Review the material line by line. Identify and copy every line that contains the string "screenshot".

==== RECORDS SUPPLIED ====

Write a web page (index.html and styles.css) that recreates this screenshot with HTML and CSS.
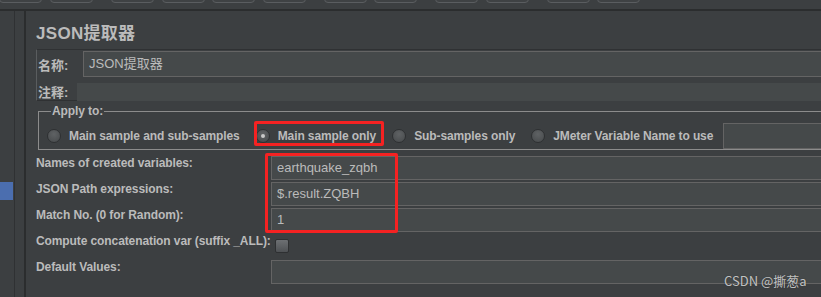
FILE: index.html
```html
<!DOCTYPE html>
<html>
<head>
<meta charset="utf-8">
<link rel="stylesheet" href="styles.css">
</head>
<body>
<div class="toolbar">
  <span class="tb"></span><span class="tb g8"></span><span class="tb g18"></span><span class="tb g8"></span><span class="tb g7"></span><span class="tb g8"></span><span class="tb g18"></span><span class="tb g7"></span><span class="tb g18"></span><span class="tb g8"></span><span class="tb g18"></span><span class="tb g7"></span>
</div>
<div class="main">
  <div class="tree"><div class="tree-sel"></div></div>
  <div class="gutter"></div>
  <div class="content">
    <div class="title">JSON提取器</div>
    <div class="namebox">
      <div class="nrow">
        <span class="nlabel">名称:</span>
        <div class="field namefield">JSON提取器</div>
      </div>
      <div class="nrow">
        <span class="nlabel">注释:</span>
        <div class="commentfield"></div>
      </div>
    </div>
    <fieldset class="apply">
      <legend>Apply to:</legend>
      <div class="radios">
        <span class="radio"></span><span class="rlabel">Main sample and sub-samples</span>
        <span class="radio on"></span><span class="rlabel">Main sample only</span>
        <span class="radio"></span><span class="rlabel">Sub-samples only</span>
        <span class="radio"></span><span class="rlabel">JMeter Variable Name to use</span>
        <div class="field varfield"></div>
      </div>
      <div class="mark mark1"></div>
    </fieldset>
    <div class="form">
      <span class="flabel">Names of created variables:</span><div class="field">earthquake_zqbh</div>
      <span class="flabel">JSON Path expressions:</span><div class="field">$.result.ZQBH</div>
      <span class="flabel">Match No. (0 for Random):</span><div class="field">1</div>
      <span class="flabel">Compute concatenation var (suffix _ALL):</span><div class="checkcell"><span class="check"></span></div>
      <span class="flabel">Default Values:</span><div class="field"></div>
      <div class="mark mark2"></div>
    </div>
  </div>
</div>
<div class="watermark">CSDN @撕葱a</div>
</body>
</html>
```
FILE: styles.css
```css
html, body {
  margin: 0;
  padding: 0;
}
body {
  width: 821px;
  height: 297px;
  overflow: hidden;
  background: #3c3f41;
  color: #bbbbbb;
  font-family: "Liberation Sans", "Noto Sans CJK SC", sans-serif;
  position: relative;
}
.toolbar {
  height: 9px;
  overflow: hidden;
  display: flex;
  border-bottom: 2px solid #2b2d2e;
  background: #3c3f41;
}
.tb {
  flex: none;
  width: 43px;
  height: 12px;
  margin-top: -9px;
  border: 1px solid #5a5d60;
  border-radius: 4px;
  box-sizing: border-box;
  background: #3f4244;
}
.tb:first-child { width: 43px; margin-left: -1px; }
.g7 { margin-left: 7px; }
.g8 { margin-left: 8px; }
.g18 { margin-left: 18px; }

.main {
  display: flex;
  height: 286px;
}
.tree {
  width: 14px;
  border-right: 1px solid #2f3133;
  background: #3c3f41;
  padding-top: 171px;
  box-sizing: content-box;
}
.tree-sel {
  height: 18px;
  background: #4b6eaf;
  margin-right: 1px;
}
.gutter {
  width: 9px;
  border-right: 2px solid #2b2d2e;
}
.content {
  flex: 1;
  padding-left: 10px;
  min-width: 0;
  position: relative;
}
.title {
  padding-top: 13px;
  line-height: 20px;
  height: 20px;
  margin-bottom: 5px;
  font-size: 17px;
  font-weight: bold;
  letter-spacing: 0.3px;
  color: #bbbbbb;
}
.namebox {
  margin-right: -10px;
  border: 1px solid #2f3133;
  border-left-color: #5a5d5f;
  padding-top: 1px;
  height: 52px;
  box-sizing: border-box;
}
.nrow {
  display: flex;
  align-items: center;
}
.nrow + .nrow { margin-top: 5px; }
.nlabel {
  font-size: 13px;
  font-weight: bold;
  padding-left: 1px;
  width: 45px;
  flex: none;
}
.nrow + .nrow .nlabel { width: 39px; }
.field {
  height: 24px;
  box-sizing: border-box;
  border: 1px solid #646464;
  background: #45494a;
  font-size: 13px;
  line-height: 22px;
  padding-left: 5px;
  color: #bbbbbb;
  white-space: nowrap;
}
.namefield {
  flex: 1;
  height: 26px;
  line-height: 24px;
}
.commentfield {
  flex: 1;
  height: 18px;
  background: #45494a;
}
.apply {
  margin: 3px -20px 0 2px;
  padding: 4px 0 0 8px;
  border: 1px solid #8c8c8c;
  min-width: 0;
  position: relative;
}
.apply legend {
  font-size: 12px;
  font-weight: bold;
  line-height: 14px;
  padding: 0 1px;
  margin-left: 4px;
  letter-spacing: -0.1px;
}
.radios {
  display: flex;
  align-items: center;
  height: 27px;
}
.radio {
  flex: none;
  width: 14px;
  height: 14px;
  border-radius: 50%;
  box-sizing: border-box;
  border: 1px solid #2e3032;
  background: radial-gradient(circle at 50% 35%, #5f6264 0%, #505355 60%, #46494b 100%);
  margin-left: 16px;
  position: relative;
}
.radios .radio:first-child { margin-left: 0; }
.radio.on::after {
  content: "";
  position: absolute;
  left: 4px;
  top: 4px;
  width: 4px;
  height: 4px;
  border-radius: 50%;
  background: #c8c8c8;
}
.rlabel {
  flex: none;
  margin-left: 8px;
  font-size: 12px;
  font-weight: bold;
  letter-spacing: -0.1px;
}
.varfield {
  flex: 1;
  height: 26px;
  margin-left: 10px;
}
.form {
  margin-top: 6px;
  margin-right: -10px;
  display: grid;
  grid-template-columns: 235px 1fr;
  grid-auto-rows: 24px;
  row-gap: 2px;
  align-items: center;
  position: relative;
}
.flabel {
  align-self: start;
  line-height: 14px;
  font-size: 12px;
  font-weight: bold;
  white-space: nowrap;
  letter-spacing: -0.1px;
}
.checkcell {
  display: flex;
  align-items: center;
  padding-left: 4px;
}
.check {
  width: 14px;
  height: 14px;
  box-sizing: border-box;
  border: 1px solid #2e3032;
  border-radius: 2px;
  background: linear-gradient(#6d7073, #4e5154);
}
.mark {
  position: absolute;
  border: 3px solid #f52222;
  border-radius: 2px;
  box-sizing: border-box;
}
.mark1 {
  left: 215px;
  top: 3px;
  width: 130px;
  height: 25px;
}
.mark2 {
  left: 229px;
  top: -3px;
  width: 133px;
  height: 80px;
}
.watermark {
  position: absolute;
  left: 724px;
  top: 272px;
  font-family: "Noto Sans CJK SC", sans-serif;
  font-size: 13px;
  line-height: 18px;
  color: rgba(235, 235, 235, 0.8);
  text-shadow: 0 0 1px rgba(0,0,0,0.5);
}
```
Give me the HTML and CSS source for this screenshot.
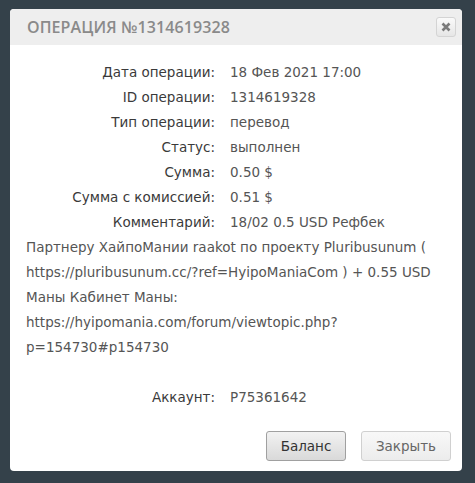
FILE: index.html
```html
<!DOCTYPE html>
<html lang="ru">
<head>
<meta charset="utf-8">
<link rel="stylesheet" href="styles.css">
</head>
<body>
<div class="dialog">
  <div class="header">
    <div class="title">ОПЕРАЦИЯ №1314619328</div>
    <button class="close" aria-label="close"><svg width="10" height="10" viewBox="0 0 10 10"><path d="M1.5 1.5L8.5 8.5M8.5 1.5L1.5 8.5" stroke="#7a7a7a" stroke-width="2.6" stroke-linecap="butt"/></svg></button>
  </div>
  <div class="body">
    <div class="row"><span class="label">Дата операции:</span><span class="value">18 Фев 2021 17:00</span></div>
    <div class="row"><span class="label">ID операции:</span><span class="value">1314619328</span></div>
    <div class="row"><span class="label">Тип операции:</span><span class="value">перевод</span></div>
    <div class="row"><span class="label">Статус:</span><span class="value">выполнен</span></div>
    <div class="row"><span class="label">Сумма:</span><span class="value">0.50 $</span></div>
    <div class="row"><span class="label">Сумма с комиссией:</span><span class="value">0.51 $</span></div>
    <p class="comment"><span class="label">Комментарий:</span>18/02 0.5 USD Рефбек Партнеру ХайпоМании raakot по проекту Pluribusunum ( https://pluribusunum.cc/?ref=HyipoManiaCom ) + 0.55 USD Маны Кабинет Маны: https://hyipomania.com/forum/viewtopic.php?p=154730#p154730</p>
    <div class="row spacer"></div>
    <div class="row"><span class="label">Аккаунт:</span><span class="value">P75361642</span></div>
  </div>
  <div class="footer">
    <button class="btn primary">Баланс</button>
    <button class="btn">Закрыть</button>
  </div>
</div>
</body>
</html>
```
FILE: styles.css
```css
html, body {
  margin: 0;
  padding: 0;
  background: #34414a;
  width: 475px;
  height: 483px;
  overflow: hidden;
}
body {
  padding: 9px 0 0 10px;
  box-sizing: border-box;
}
.dialog {
  width: 452px;
  height: 462px;
  background: #fff;
  border-radius: 4px;
  overflow: hidden;
  display: flex;
  flex-direction: column;
}
.header {
  height: 36px;
  background: #eeeeee;
  display: flex;
  align-items: center;
  justify-content: space-between;
  padding: 0 6px 0 17px;
}
.title {
  font-family: "Open Sans", sans-serif;
  font-weight: 600;
  font-size: 16px;
  letter-spacing: 0.1px;
  color: #8a8a8a;
}
.close {
  width: 20px;
  height: 20px;
  border: 1px solid #d4d4d4;
  border-radius: 3px;
  background: linear-gradient(#fafafa, #e6e6e6);
  padding: 0;
  display: flex;
  align-items: center;
  justify-content: center;
}
.body {
  padding: 15px 16px 0 16px;
  font-family: "DejaVu Sans", sans-serif;
  font-size: 13.5px;
  line-height: 25px;
  color: #555;
}
.row {
  display: flex;
  min-height: 25px;
}
.comment {
  margin: 0;
}
.label {
  display: inline-block;
  width: 189px;
  flex: none;
  text-align: right;
  color: #3a3a3a;
  margin-right: 15px;
}
.value {
  color: #555;
}
.footer {
  display: flex;
  justify-content: flex-end;
  gap: 15px;
  padding: 21px 11px 0 0;
}
.btn {
  font-family: "DejaVu Sans", sans-serif;
  font-size: 13.5px;
  height: 30px;
  padding: 0 12px;
  border-radius: 3px;
  border: 1px solid #d0d0d0;
  background: linear-gradient(#f8f8f8, #ececec);
  color: #666;
  min-width: 90px;
}
.btn.primary {
  min-width: 80px;
  border-color: #a0a0a0;
  background: linear-gradient(#f2f2f2, #d9d9d9);
  color: #333;
}
```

====

RESULT →
Write a web page (index.html and styles.css) that recreates this screenshot with HTML and CSS.
Give me the HTML and CSS source for this screenshot.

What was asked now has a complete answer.